In the past two weeks, more than 30 local governments have cancelled tenders for services and products related to COVID control, a Reuters review of tenders showed.

These included a tender to regularly disinfect a quarantine hotel in Shenzhen, one for lockdown supplies for a Chengdu sub-district and one to renovate a COVID-testing laboratory in Shandong province.

Some also dropped plans to buy software that tracks the spread of COVID or alarms for doors of people under lockdown to monitor if they left their homes.

"According to the national policy and changes in the epidemic situation, the purchaser now terminates the nucleic acid sample distribution service project in Gongshu District, Hangzhou," read one announcement published on Tuesday, referring to PCR testing.

Firms that have reaped huge profits from PCR mass-testing have seen their shares slide this month. Shanghai Labway Clinical Laboratory has tumbled 11%, Guangdong Hybribio has dropped 8% while Dian Diagnostics Group Co Ltd has lost 5%.

The companies did not respond to Reuters requests for comment.

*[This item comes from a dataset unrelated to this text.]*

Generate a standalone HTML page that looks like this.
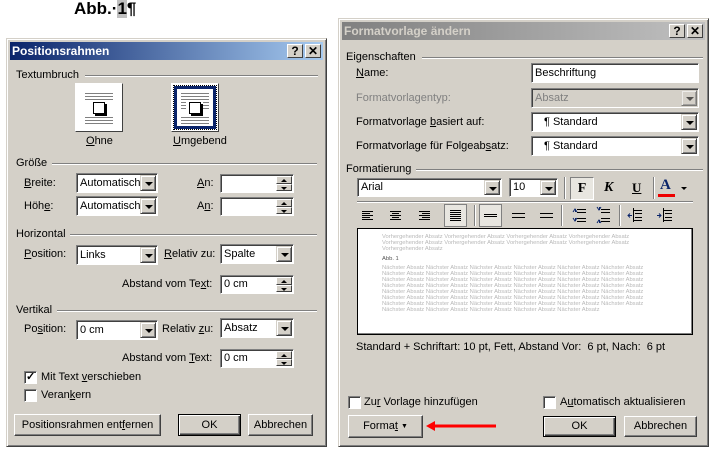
<!DOCTYPE html>
<html><head><meta charset="utf-8"><style>
*{margin:0;padding:0;box-sizing:border-box}
body{width:713px;height:454px;background:#fff;position:relative;overflow:hidden;font-family:"Liberation Sans",sans-serif;font-size:11px;color:#000}
.a{position:absolute;white-space:nowrap}
.dlg{position:absolute;background:#d4d0c8;border:1px solid;border-color:#d4d0c8 #404040 #404040 #d4d0c8;box-shadow:inset 1px 1px #fff,inset -1px -1px #808080}
.tb{position:absolute;left:3px;right:3px;top:3px;height:18px;color:#fff;font-weight:bold;font-size:12px;line-height:18px;padding-left:2px}
.tbtn{position:absolute;top:2px;width:16px;height:14px;background:#d4d0c8;border:1px solid;border-color:#fff #404040 #404040 #fff;color:#000;font-size:12px;line-height:12px;text-align:center;font-weight:bold}
.grp{position:absolute;height:1px;border-top:1px solid #808080;border-bottom:1px solid #fff}
.f{position:absolute;background:#fff;border:1px solid;border-color:#808080 #fff #fff #808080;box-shadow:inset 1px 1px #404040;padding-left:3px;line-height:18px}
.dd{position:absolute;right:1px;top:1px;bottom:1px;width:16px;background:#d4d0c8;border:1px solid;border-color:#d4d0c8 #404040 #404040 #d4d0c8;box-shadow:inset 1px 1px #fff,inset -1px -1px #808080}
.dd:after{content:"";position:absolute;left:4px;top:6px;border-left:4px solid transparent;border-right:4px solid transparent;border-top:4px solid #000}
.sp{position:absolute;right:1px;top:1px;bottom:1px;width:16px}
.sp div{height:50%;background:#d4d0c8;border:1px solid;border-color:#fff #404040 #404040 #fff;position:relative}
.sp div:after{content:"";position:absolute;left:4px;top:2px;border-left:3px solid transparent;border-right:3px solid transparent}
.sp .u:after{border-bottom:3px solid #000}
.sp .d:after{border-top:3px solid #000}
.btn{position:absolute;background:#d4d0c8;border:1px solid;border-color:#fff #404040 #404040 #fff;box-shadow:inset -1px -1px #808080;text-align:center}
.def{border:1px solid #000;box-shadow:inset 1px 1px #fff,inset -1px -1px #404040,inset -2px -2px #808080}
.cb{position:absolute;width:13px;height:13px;background:#fff;border:1px solid;border-color:#808080 #fff #fff #808080;box-shadow:inset 1px 1px #404040}
u{text-decoration:underline}
.pv{position:absolute;font-size:5.8px;color:#b8b8b8;line-height:6px;white-space:nowrap}
.ic{position:absolute;width:48px;height:49px;background:#fff;border:1px solid;border-color:#fff #404040 #404040 #fff}
.ln{position:absolute;left:9px;width:28px;height:1px;background:#808080}
</style></head><body>

<div class="a" style="left:74px;top:-1px;font-size:17px;font-weight:bold">Abb.·<span style="background:#c0c0c0">1</span>¶</div>

<!-- Left dialog -->
<div class="dlg" style="left:6px;top:38px;width:321px;height:409px">
 <div class="tb" style="background:linear-gradient(90deg,#0a246a,#a6caf0)">Positionsrahmen
  <div class="tbtn" style="right:20px">?</div><div class="tbtn" style="right:2px">✕</div></div>
</div>
<div class="a" style="left:16px;top:69px">Textumbruch</div><div class="grp" style="left:85px;top:75px;width:233px"></div>
<div class="ic" style="left:75px;top:83px"><div class="ln" style="top:9px"></div><div class="ln" style="top:12px"></div><div class="ln" style="top:15px"></div><div style="position:absolute;left:17px;top:18px;width:12px;height:12px;border:1px solid #000;box-shadow:2px 2px #000"></div><div class="ln" style="top:33px"></div><div class="ln" style="top:36px"></div><div class="ln" style="top:39px"></div></div>
<div class="a" style="left:86px;top:135px"><u>O</u>hne</div>
<div class="ic" style="left:171px;top:83px"><div style="position:absolute;left:2px;top:2px;right:2px;bottom:2px;border:3px solid #0a246a;outline:1px dotted #000"></div><div class="ln" style="top:9px"></div><div class="ln" style="top:12px"></div><div class="ln" style="top:15px"></div><div class="ln" style="top:18px;width:5px"></div><div class="ln" style="top:21px;width:5px"></div><div class="ln" style="top:24px;width:5px"></div><div class="ln" style="top:18px;left:31px;width:6px"></div><div class="ln" style="top:21px;left:31px;width:6px"></div><div class="ln" style="top:24px;left:31px;width:6px"></div><div style="position:absolute;left:17px;top:18px;width:12px;height:12px;border:1px solid #000;box-shadow:2px 2px #000;background:#fff"></div><div class="ln" style="top:33px"></div><div class="ln" style="top:36px"></div><div class="ln" style="top:39px"></div></div>
<div class="a" style="left:173px;top:135px"><u>U</u>mgebend</div>

<div class="a" style="left:16px;top:157px">Größe</div><div class="grp" style="left:52px;top:163px;width:265px"></div>
<div class="a" style="left:24px;top:177px"><u>B</u>reite:</div>
<div class="f" style="left:76px;top:173px;width:82px;height:20px">Automatisch<div class="dd"></div></div>
<div class="a" style="left:197px;top:177px"><u>A</u>n:</div>
<div class="f" style="left:220px;top:174px;width:74px;height:19px"><div class="sp"><div class="u"></div><div class="d"></div></div></div>
<div class="a" style="left:24px;top:200px">Höh<u>e</u>:</div>
<div class="f" style="left:76px;top:196px;width:82px;height:20px">Automatisch<div class="dd"></div></div>
<div class="a" style="left:197px;top:200px">A<u>n</u>:</div>
<div class="f" style="left:220px;top:197px;width:74px;height:19px"><div class="sp"><div class="u"></div><div class="d"></div></div></div>

<div class="a" style="left:16px;top:228px">Horizontal</div><div class="grp" style="left:70px;top:234px;width:247px"></div>
<div class="a" style="left:24px;top:248px"><u>P</u>osition:</div>
<div class="f" style="left:76px;top:245px;width:82px;height:20px">Links<div class="dd"></div></div>
<div class="a" style="left:164px;top:248px"><u>R</u>elativ zu:</div>
<div class="f" style="left:220px;top:244px;width:74px;height:20px">Spalte<div class="dd"></div></div>
<div class="a" style="left:122px;top:278px">Abstand vom Te<u>x</u>t:</div>
<div class="f" style="left:220px;top:275px;width:74px;height:19px;line-height:17px">0 cm<div class="sp"><div class="u"></div><div class="d"></div></div></div>

<div class="a" style="left:16px;top:304px">Vertikal</div><div class="grp" style="left:57px;top:310px;width:260px"></div>
<div class="a" style="left:24px;top:323px">Po<u>s</u>ition:</div>
<div class="f" style="left:76px;top:320px;width:82px;height:20px">0 cm<div class="dd"></div></div>
<div class="a" style="left:162px;top:323px">Relativ <u>z</u>u:</div>
<div class="f" style="left:220px;top:318px;width:74px;height:20px">Absatz<div class="dd"></div></div>
<div class="a" style="left:122px;top:352px">Abstand vom <u>T</u>ext:</div>
<div class="f" style="left:220px;top:349px;width:74px;height:19px;line-height:17px">0 cm<div class="sp"><div class="u"></div><div class="d"></div></div></div>
<div class="cb" style="left:24px;top:371px"><span style="position:absolute;left:1px;top:-2px;font-size:11px;font-weight:bold">✓</span></div>
<div class="a" style="left:41px;top:371px">Mit Text <u>v</u>erschieben</div>
<div class="cb" style="left:24px;top:389px"></div>
<div class="a" style="left:41px;top:389px">Veran<u>k</u>ern</div>
<div class="btn" style="left:14px;top:414px;width:147px;height:22px;line-height:20px">Positionsrahmen ent<u>f</u>ernen</div>
<div class="btn def" style="left:178px;top:414px;width:63px;height:22px;line-height:20px">OK</div>
<div class="btn" style="left:248px;top:414px;width:65px;height:22px;line-height:20px">Abbrechen</div>

<!-- Right dialog -->
<div class="dlg" style="left:338px;top:18px;width:371px;height:429px">
 <div class="tb" style="background:linear-gradient(90deg,#808080,#c0c0c0);color:#d4d0c8">Formatvorlage ändern
  <div class="tbtn" style="right:20px">?</div><div class="tbtn" style="right:2px">✕</div></div>
</div>
<div class="a" style="left:346px;top:51px">Eigenschaften</div><div class="grp" style="left:422px;top:57px;width:281px"></div>
<div class="a" style="left:356px;top:67px"><u>N</u>ame:</div>
<div class="f" style="left:531px;top:63px;width:168px;height:20px">Beschriftung</div>
<div class="a" style="left:356px;top:92px;color:#808080">Formatvorlagentyp:</div>
<div class="f" style="left:531px;top:88px;width:168px;height:20px;background:#d4d0c8;color:#808080">Absatz<div class="dd" style="opacity:.6"></div></div>
<div class="a" style="left:356px;top:116px">Formatvorlage <u>b</u>asiert auf:</div>
<div class="f" style="left:531px;top:112px;width:168px;height:20px;padding-left:12px">¶ Standard<div class="dd"></div></div>
<div class="a" style="left:356px;top:140px">Formatvorlage für Folgeab<u>s</u>atz:</div>
<div class="f" style="left:531px;top:136px;width:168px;height:20px;padding-left:12px">¶ Standard<div class="dd"></div></div>
<div class="a" style="left:346px;top:163px">Formatierung</div><div class="grp" style="left:416px;top:169px;width:287px"></div>
<div class="f" style="left:357px;top:178px;width:145px;height:19px;line-height:17px">Arial<div class="dd"></div></div>
<div class="f" style="left:509px;top:178px;width:49px;height:19px;line-height:17px">10<div class="dd"></div></div>
<div class="a" style="left:564px;top:177px;width:2px;height:22px;border-left:1px solid #808080;border-right:1px solid #fff"></div>
<div class="a" style="left:570px;top:177px;width:24px;height:23px;border:1px solid;border-color:#808080 #fff #fff #808080;background:#e8e6e0;font:bold 14px 'Liberation Serif',serif;text-align:center;line-height:21px">F</div>
<div class="a" style="left:604px;top:180px;font:italic bold 14px 'Liberation Serif',serif">K</div>
<div class="a" style="left:632px;top:180px;font:bold 13px 'Liberation Serif',serif;text-decoration:underline">U</div>
<div class="a" style="left:653px;top:177px;width:2px;height:22px;border-left:1px solid #808080;border-right:1px solid #fff"></div>
<div class="a" style="left:660px;top:177px;font:bold 15px 'Liberation Serif',serif;color:#0a246a">A</div>
<div class="a" style="left:658px;top:194px;width:17px;height:3px;background:#e00"></div>
<div class="a" style="left:681px;top:187px;border-left:3px solid transparent;border-right:3px solid transparent;border-top:3px solid #000"></div>
<div class="grp" style="left:357px;top:201px;width:336px"></div>
<svg class="a" style="left:357px;top:204px" width="340" height="24" viewBox="0 0 340 24" stroke="#000" stroke-width="1" fill="none">
 <path d="M5 7.5h11M5 9.5h8M5 11.5h11M5 13.5h8M5 15.5h11"/>
 <path d="M33 7.5h11M35 9.5h7M33 11.5h11M35 13.5h7M33 15.5h11"/>
 <path d="M62 7.5h11M65 9.5h8M62 11.5h11M65 13.5h8M62 15.5h11"/>
 <rect x="87.5" y="0.5" width="22" height="22" fill="#e8e6e0" stroke="#808080"/>
 <path d="M93 6.5h11M93 8.5h11M93 10.5h11M93 12.5h11M93 14.5h11M93 16.5h11"/>
 <path d="M117.5 1v21" stroke="#808080"/><path d="M118.5 1v21" stroke="#fff"/>
 <rect x="122.5" y="0.5" width="22" height="22" fill="#e8e6e0" stroke="#808080"/>
 <path d="M127 10.5h13M127 12.5h13M155 9.5h13M155 13.5h13M183 9.5h13M183 13.5h13"/>
 <path d="M204.5 1v21" stroke="#808080"/><path d="M205.5 1v21" stroke="#fff"/>
 <path d="M220 5.5h9M220 8.5h9M220 14.5h9M220 17.5h9M244 5.5h9M244 8.5h9M244 14.5h9M244 17.5h9"/>
 <path d="M216 8l2-3 2 3M218.5 5v3M216 14l2 3 2-3M218.5 14v3M240 3l2 3 2-3M242.5 3v3M240 19l2-3 2 3M242.5 16v3" stroke="#0a246a"/>
 <path d="M262.5 1v21" stroke="#808080"/><path d="M263.5 1v21" stroke="#fff"/>
 <path d="M276 6.5h9M278 9.5h7M278 13.5h7M276 16.5h9M306 6.5h9M308 9.5h7M308 13.5h7M306 16.5h9M276.5 4v14M306.5 4v14"/>
 <path d="M275 11.5h-4M273 9.5l-2 2 2 2M300 11.5h4M302 9.5l2 2-2 2" stroke="#0a246a"/>
</svg>
<div class="a" style="left:357px;top:228px;width:336px;height:107px;background:#fff;border:1px solid #000;box-shadow:inset -1px -1px #808080"></div>
<div class="pv" style="left:382px;top:234px">Vorhergehender Absatz Vorhergehender Absatz Vorhergehender Absatz Vorhergehender Absatz<br>Vorhergehender Absatz Vorhergehender Absatz Vorhergehender Absatz Vorhergehender Absatz<br>Vorhergehender Absatz</div>
<div class="pv" style="left:382px;top:256px;color:#555">Abb. 1</div>
<div class="pv" style="left:382px;top:265px">Nächster Absatz Nächster Absatz Nächster Absatz Nächster Absatz Nächster Absatz Nächster Absatz<br>Nächster Absatz Nächster Absatz Nächster Absatz Nächster Absatz Nächster Absatz Nächster Absatz<br>Nächster Absatz Nächster Absatz Nächster Absatz Nächster Absatz Nächster Absatz Nächster Absatz<br>Nächster Absatz Nächster Absatz Nächster Absatz Nächster Absatz Nächster Absatz Nächster Absatz<br>Nächster Absatz Nächster Absatz Nächster Absatz Nächster Absatz Nächster Absatz Nächster Absatz<br>Nächster Absatz Nächster Absatz Nächster Absatz Nächster Absatz Nächster Absatz Nächster Absatz<br>Nächster Absatz Nächster Absatz Nächster Absatz Nächster Absatz Nächster Absatz Nächster Absatz<br>Nächster Absatz Nächster Absatz Nächster Absatz Nächster Absatz Nächster Absatz</div>
<div class="a" style="left:356px;top:341px">Standard + Schriftart: 10 pt, Fett, Abstand Vor:&nbsp; 6 pt, Nach:&nbsp; 6 pt</div>
<div class="cb" style="left:348px;top:396px"></div>
<div class="a" style="left:364px;top:396px">Zu<u>r</u> Vorlage hinzufügen</div>
<div class="cb" style="left:543px;top:396px"></div>
<div class="a" style="left:560px;top:396px">A<u>u</u>tomatisch aktualisieren</div>
<div class="btn" style="left:348px;top:415px;width:75px;height:23px;line-height:21px">Forma<u>t</u> <span style="font-size:7px;vertical-align:1px">▼</span></div>
<svg class="a" style="left:424px;top:420px" width="74" height="12"><path d="M6 6H72" stroke="#f00" stroke-width="3"/><path d="M2 6l9-5v10z" fill="#f00"/></svg>
<div class="btn def" style="left:543px;top:416px;width:73px;height:21px;line-height:19px">OK</div>
<div class="btn" style="left:624px;top:416px;width:73px;height:21px;line-height:19px">Abbrechen</div>
</body></html>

It remains to be seen just how painful China's dismantling of its COVID-control infrastructure will be for companies and their staff.

Over time, the return to more normal economic activity should help more people find jobs. Local governments are also expected to divert resources into coping with COVID.

China's new vaccination push focused on the elderly could provide employment for laid-off testers while local authorities may hire staff to support vulnerable or elderly residents staying at home, said Alicia Garcia-Herrero, chief economist for Asia Pacific at Natixis.

"All the money that went into mass testing, it will not just disappear, when you increase expenditure like this, it is hard to cut it back."

Wang, who had only gotten her job as a swab tester less than three weeks prior to being laid off, said it was annoying to be job-hunting again. But she did not appear to mourn the loss of work that meant walking for hours on end in a sweaty hazmat suit while dealing with grumpy residents.

"At least the economy will get better with these changes, so it will be easier for me to find a job," she said.